Negative Cash Flow After Refinance

Investors sometimes discover that after refinancing at 75% LTV with closing costs rolled in, the monthly mortgage payment, insurance, taxes, and management fees exceed the rental income. This happens most often when the purchase price was too high, the renovation budget ballooned, or the rental market softened during the rehab period. A property that loses $200 per month might still build equity through appreciation and principal paydown, but when you’re running six or eight leveraged properties and multiple units go negative simultaneously, the portfolio-level cash bleed gets serious fast.

Entity Structure and the Due-on-Sale Clause

Many investors hold rental properties in a limited liability company (LLC) to shield personal assets from lawsuits related to the property. The complication: transferring a mortgaged property into an LLC can trigger the due-on-sale clause in your mortgage, which gives the lender the right to demand full repayment immediately.
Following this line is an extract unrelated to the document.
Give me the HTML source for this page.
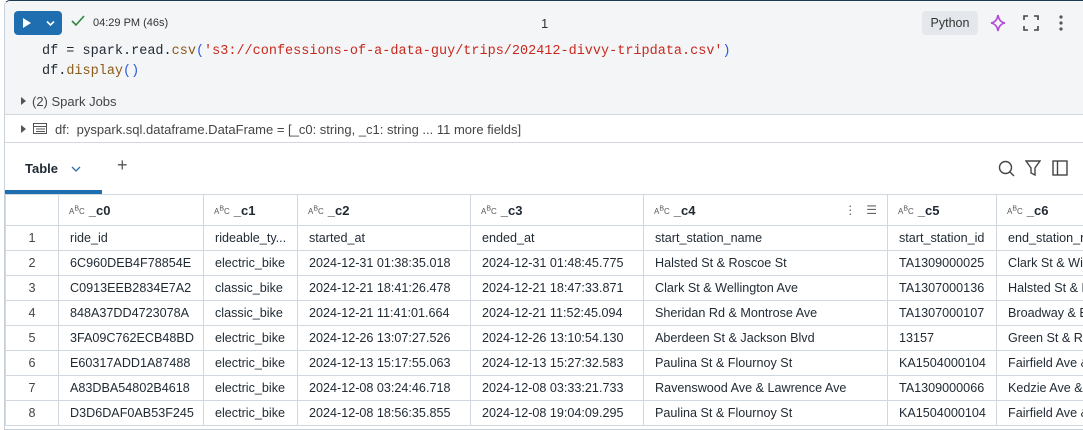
<!DOCTYPE html>
<html><head><meta charset="utf-8"><style>
*{box-sizing:border-box;margin:0;padding:0}
body{width:1083px;height:418px;overflow:hidden;background:#fff;font-family:"Liberation Sans",sans-serif;position:relative;color:#1f2933}
.cell{position:absolute;left:4px;top:0;width:1090px;height:430px;border:1px solid #c8d2dc;border-top:1.5px solid #1e3a56;border-radius:6px 0 0 0;overflow:hidden}
.top{position:absolute;left:0;top:0;width:100%;height:114px;background:#f4f5f7;border-bottom:1px solid #d3d8de}
.run{position:absolute;left:9px;top:10px;width:48px;height:24px;background:#1f6fb0;border-radius:4px}
.abs{position:absolute;white-space:nowrap}
.code{font-family:"Liberation Mono",monospace;font-size:13.5px;color:#1f2933}
.df{position:absolute;left:0;top:114px;width:100%;height:28px;border-bottom:1px solid #d3d8de;background:#fff}
table{position:absolute;left:0;top:193px;width:1091px;border-collapse:collapse;font-size:12.6px;table-layout:fixed}
td,th{border:1px solid #d1d7de;height:25px;padding:0 11px;white-space:nowrap;overflow:hidden;text-align:left;font-weight:normal}
th{height:31px;font-weight:bold;font-size:13px;padding-left:10px}
td.n{text-align:center;color:#444;padding:0}
.abc{font-size:8px;font-weight:normal;color:#555;margin-right:4px;position:relative;top:-1px}
.abc sup{font-size:7px}
</style></head><body>
<div class="cell">
 <div class="top">
  <div class="run"><svg width="48" height="24"><path d="M9 7 L17 12 L9 17Z" fill="#fff"/><path d="M33 10.5 L36.5 14 L40 10.5" stroke="#fff" stroke-width="1.6" fill="none"/></svg></div>
  <svg class="abs" style="left:66px;top:14px" width="14" height="12"><path d="M1 6 L5 10 L13 1" stroke="#2e8540" stroke-width="1.6" fill="none"/></svg>
  <div class="abs" style="left:88px;top:16px;font-size:11px;color:#333">04:29 PM (46s)</div>
  <div class="abs" style="left:536px;top:15px;font-size:13px;color:#333">1</div>
  <div class="abs" style="left:917px;top:10px;width:56px;height:24px;background:#e4e8ec;border-radius:4px;font-size:12.5px;line-height:24px;text-align:center;color:#333">Python</div>
  <svg class="abs" style="left:985px;top:13px" width="16" height="18"><path d="M8 1 Q9 8 15 9 Q9 10 8 17 Q7 10 1 9 Q7 8 8 1Z" fill="none" stroke="#b34bd9" stroke-width="1.6"/></svg>
  <svg class="abs" style="left:1018px;top:14px" width="16" height="16"><path d="M1 5V1H5M11 1H15V5M15 11V15H11M5 15H1V11" stroke="#444" stroke-width="1.6" fill="none"/></svg>
  <svg class="abs" style="left:1053px;top:13px" width="6" height="18"><circle cx="3" cy="3" r="1.6" fill="#555"/><circle cx="3" cy="9" r="1.6" fill="#555"/><circle cx="3" cy="15" r="1.6" fill="#555"/></svg>
  <div class="abs code" style="left:37px;top:43px">df = spark.read.<span style="color:#8a5a1a">csv</span><span style="color:#2a5bd7">(</span><span style="color:#c7291e">'s3://confessions-of-a-data-guy/trips/202412-divvy-tripdata.csv'</span><span style="color:#2a5bd7">)</span></div>
  <div class="abs code" style="left:37px;top:63px">df.<span style="color:#8a5a1a">display</span><span style="color:#2a5bd7">()</span></div>
  <svg class="abs" style="left:16px;top:96px" width="6" height="8"><path d="M0 0L5 4L0 8Z" fill="#555"/></svg>
  <div class="abs" style="left:27px;top:93px;font-size:13px;color:#444">(2) Spark Jobs</div>
 </div>
 <div class="df">
  <svg class="abs" style="left:16px;top:10px" width="6" height="8"><path d="M0 0L5 4L0 8Z" fill="#555"/></svg>
  <svg class="abs" style="left:28px;top:8px" width="14" height="11"><rect x="0.5" y="0.5" width="13" height="10" fill="none" stroke="#555"/><path d="M0 3.5H14M3 6H12M3 8.5H12" stroke="#555"/></svg>
  <div class="abs" style="left:50px;top:7px;font-size:13px;color:#444">df:&nbsp; pyspark.sql.dataframe.DataFrame = [_c0: string, _c1: string ... 11 more fields]</div>
 </div>
 <div class="abs" style="left:20px;top:160px;font-size:13px;font-weight:bold;color:#1f2933">Table</div>
 <svg class="abs" style="left:66px;top:165px" width="10" height="6"><path d="M1 1L5 5L9 1" stroke="#2a6db0" stroke-width="1.3" fill="none"/></svg>
 <div class="abs" style="left:112px;top:154px;font-size:18px;color:#555;font-weight:300">+</div>
 <div class="abs" style="left:0;top:189px;width:97px;height:4px;background:#1f6fb0"></div>
 <svg class="abs" style="left:993px;top:159px" width="18" height="18"><circle cx="7.5" cy="7.5" r="6" stroke="#444" stroke-width="1.4" fill="none"/><path d="M12 12L16 16" stroke="#444" stroke-width="1.4"/></svg>
 <svg class="abs" style="left:1020px;top:159px" width="16" height="17"><path d="M1 1H15L10 8V15L6 13V8Z" stroke="#444" stroke-width="1.4" fill="none"/></svg>
 <svg class="abs" style="left:1047px;top:159px" width="16" height="16"><rect x="1" y="1" width="14" height="14" stroke="#444" stroke-width="1.4" fill="none"/><path d="M5.5 1V15" stroke="#444" stroke-width="1.4"/></svg>
 <table>
  <colgroup><col style="width:53px"><col style="width:145px"><col style="width:94px"><col style="width:173px"><col style="width:173px"><col style="width:244px"><col style="width:109px"><col style="width:100px"></colgroup>
  <tr><th></th><th><span class="abc">A<sup>B</sup>C</span>_c0</th><th><span class="abc">A<sup>B</sup>C</span>_c1</th><th><span class="abc">A<sup>B</sup>C</span>_c2</th><th><span class="abc">A<sup>B</sup>C</span>_c3</th><th style="position:relative"><span class="abc">A<sup>B</sup>C</span>_c4<span style="position:absolute;right:10px;top:8px;color:#666;font-weight:normal;font-size:12px">⋮&nbsp;&nbsp;&nbsp;☰</span></th><th><span class="abc">A<sup>B</sup>C</span>_c5</th><th><span class="abc">A<sup>B</sup>C</span>_c6</th></tr>
  <tr><td class="n">1</td><td>ride_id</td><td>rideable_ty...</td><td>started_at</td><td>ended_at</td><td>start_station_name</td><td>start_station_id</td><td>end_station_name</td></tr>
  <tr><td class="n">2</td><td>6C960DEB4F78854E</td><td>electric_bike</td><td>2024-12-31 01:38:35.018</td><td>2024-12-31 01:48:45.775</td><td>Halsted St &amp; Roscoe St</td><td>TA1309000025</td><td>Clark St &amp; Wi</td></tr>
  <tr><td class="n">3</td><td>C0913EEB2834E7A2</td><td>classic_bike</td><td>2024-12-21 18:41:26.478</td><td>2024-12-21 18:47:33.871</td><td>Clark St &amp; Wellington Ave</td><td>TA1307000136</td><td>Halsted St &amp; R</td></tr>
  <tr><td class="n">4</td><td>848A37DD4723078A</td><td>classic_bike</td><td>2024-12-21 11:41:01.664</td><td>2024-12-21 11:52:45.094</td><td>Sheridan Rd &amp; Montrose Ave</td><td>TA1307000107</td><td>Broadway &amp; E</td></tr>
  <tr><td class="n">5</td><td>3FA09C762ECB48BD</td><td>electric_bike</td><td>2024-12-26 13:07:27.526</td><td>2024-12-26 13:10:54.130</td><td>Aberdeen St &amp; Jackson Blvd</td><td>13157</td><td>Green St &amp; Ra</td></tr>
  <tr><td class="n">6</td><td>E60317ADD1A87488</td><td>electric_bike</td><td>2024-12-13 15:17:55.063</td><td>2024-12-13 15:27:32.583</td><td>Paulina St &amp; Flournoy St</td><td>KA1504000104</td><td>Fairfield Ave &amp;</td></tr>
  <tr><td class="n">7</td><td>A83DBA54802B4618</td><td>electric_bike</td><td>2024-12-08 03:24:46.718</td><td>2024-12-08 03:33:21.733</td><td>Ravenswood Ave &amp; Lawrence Ave</td><td>TA1309000066</td><td>Kedzie Ave &amp;</td></tr>
  <tr><td class="n">8</td><td>D3D6DAF0AB53F245</td><td>electric_bike</td><td>2024-12-08 18:56:35.855</td><td>2024-12-08 19:04:09.295</td><td>Paulina St &amp; Flournoy St</td><td>KA1504000104</td><td>Fairfield Ave &amp;</td></tr>
 </table>
</div>
</body></html>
In practice, most lenders don’t enforce this on performing loans, but the contractual right exists and creates risk. Some investors buy in the LLC’s name from the start; others accept the risk and transfer after closing. Consult an attorney familiar with your lender’s practices before making this decision.

Insurance Gaps

The transition between builder’s risk coverage and a landlord policy is a window where investors sometimes go uninsured or underinsured. A fire during a renovation where you’re carrying only a landlord policy — or worse, no policy at all — can wipe out the entire investment. Confirm coverage dates with your insurance agent at each phase transition, and keep proof of continuous coverage in your property file.